In reality, there is even dissent amongst both current and former IPCC scientists. According to a 2007 U.S. Senate report from the Committee on Environment and Public Works, more than 400 scientists have disputed IPCC anthropogenic global-warming claims. 17 Unfortunately, due to the fundamentalist dynamics I explore in my previous posts, these scientists have been either censored or censured. Dr. Nathan Paldor, Professor of Dynamical Meteorology and
Physical Oceanography at the Hebrew University of Jerusalem, made the following observation about this repressiveness: “Many of my colleagues with whom I spoke share these views and report on their inability to publish their skepticism in the scientific or public media,” Paldor wrote. 18 And this intimidation goes beyond the pale of rationale disagreement, morphing into a form of political bullying. Consider the following email excerpt written by Michael T. Eckhart, president of the environmental group the American Council on Renewable Energy (ACORE), to Marlo Lewis, senior fellow at the Competitive Enterprise Institute (CEI):
“It is my intention to destroy your career as a liar. If you produce one more editorial against climate change, I will launch a campaign against your professional integrity. I will call you a liar and charlatan to the Harvard community of which you and I are members. I will call you out as a man who has been bought by Corporate America. Go ahead, guy. Take me on." 19
This perception was also echoed by Chylek, who has stated the following in an open letter to the climate research community: “For me, science is the search for truth, the never-ending path towards finding out how things are arranged in this world so that they can work as they do. That search is never finished. It seems that the climate research community has betrayed that mighty goal in science. They have substituted the search for truth with an attempt at proving one point of view. It seems that some of the most prominent leaders of the climate research community, like prophets of Old Israel, believed that they could see the future of humankind and that the only remaining task was to convince or force all others to accept and follow.” 20
Now amaybe everyone of the scientists I have mentioned are merely charlatans and toadies for Big OIL and Coal (impossible), and maybe Mr. Eckhart is nothing more than a shill for “Corporate America.” Or possibly he is just a citizen concerned about the economic fallout of proposed climate-change legislation. But it really doesn’t matter. Since when did the way we conduct science and communicate it’s myriad findings devolve into a frenzy of punitive retaliation rather than vigorous, healthy dissension and debate? Since when did the meaning of consensus become so meaningless? And since when is an organization such as the IPCC, which has been shrouded in controversy and is also under pressure to capture grant money, so morally superior for those that speak up for the economic interest of companies that could be irreparably damaged by ill-conceived schemes such as cap and trade? The bottom line is we need large, multifaceted long-scale studies based on a multitude of data with no intention of finding a particular cause; rather, the data should speak for itself in the most objective terms possible.
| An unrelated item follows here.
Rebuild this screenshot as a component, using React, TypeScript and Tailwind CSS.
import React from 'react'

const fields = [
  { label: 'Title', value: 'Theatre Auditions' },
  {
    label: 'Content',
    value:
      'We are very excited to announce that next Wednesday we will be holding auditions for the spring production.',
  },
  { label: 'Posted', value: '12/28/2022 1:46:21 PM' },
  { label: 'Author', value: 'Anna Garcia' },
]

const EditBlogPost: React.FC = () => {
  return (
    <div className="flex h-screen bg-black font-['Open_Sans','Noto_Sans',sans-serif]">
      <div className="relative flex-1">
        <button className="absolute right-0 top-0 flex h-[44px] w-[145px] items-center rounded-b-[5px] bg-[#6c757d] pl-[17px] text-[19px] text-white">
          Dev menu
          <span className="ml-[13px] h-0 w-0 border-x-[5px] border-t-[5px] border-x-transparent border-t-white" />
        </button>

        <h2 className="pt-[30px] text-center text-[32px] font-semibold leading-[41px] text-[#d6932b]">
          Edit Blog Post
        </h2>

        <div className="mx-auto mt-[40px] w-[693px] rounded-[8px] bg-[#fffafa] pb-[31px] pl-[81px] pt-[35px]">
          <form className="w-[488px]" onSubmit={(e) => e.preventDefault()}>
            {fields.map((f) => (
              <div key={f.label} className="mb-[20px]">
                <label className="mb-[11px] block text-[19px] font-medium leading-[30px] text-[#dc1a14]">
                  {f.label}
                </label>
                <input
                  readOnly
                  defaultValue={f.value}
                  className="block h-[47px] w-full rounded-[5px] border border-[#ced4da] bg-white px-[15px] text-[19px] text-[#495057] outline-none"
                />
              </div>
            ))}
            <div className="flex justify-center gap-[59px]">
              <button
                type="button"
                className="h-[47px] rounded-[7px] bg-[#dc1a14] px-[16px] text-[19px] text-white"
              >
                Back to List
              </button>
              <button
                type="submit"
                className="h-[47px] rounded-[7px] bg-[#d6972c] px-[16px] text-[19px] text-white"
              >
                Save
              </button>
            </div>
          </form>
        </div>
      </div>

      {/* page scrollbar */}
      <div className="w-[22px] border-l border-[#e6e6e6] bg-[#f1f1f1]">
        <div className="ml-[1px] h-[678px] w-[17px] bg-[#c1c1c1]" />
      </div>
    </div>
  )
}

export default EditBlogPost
This should then be followed by intense analysis and spirited debate. Anything less is a disservice to the public and a blow to the democratic process. And, if we are going to castigate people for their ties to money, then let us do so. But the path does not lead us back to the IPCC, for in reality, they are just a puppet for the puppet masters in Washington D.C. However, these waters are treacherous and deep, so I will defer exploring them in depth on the next installment of my blog.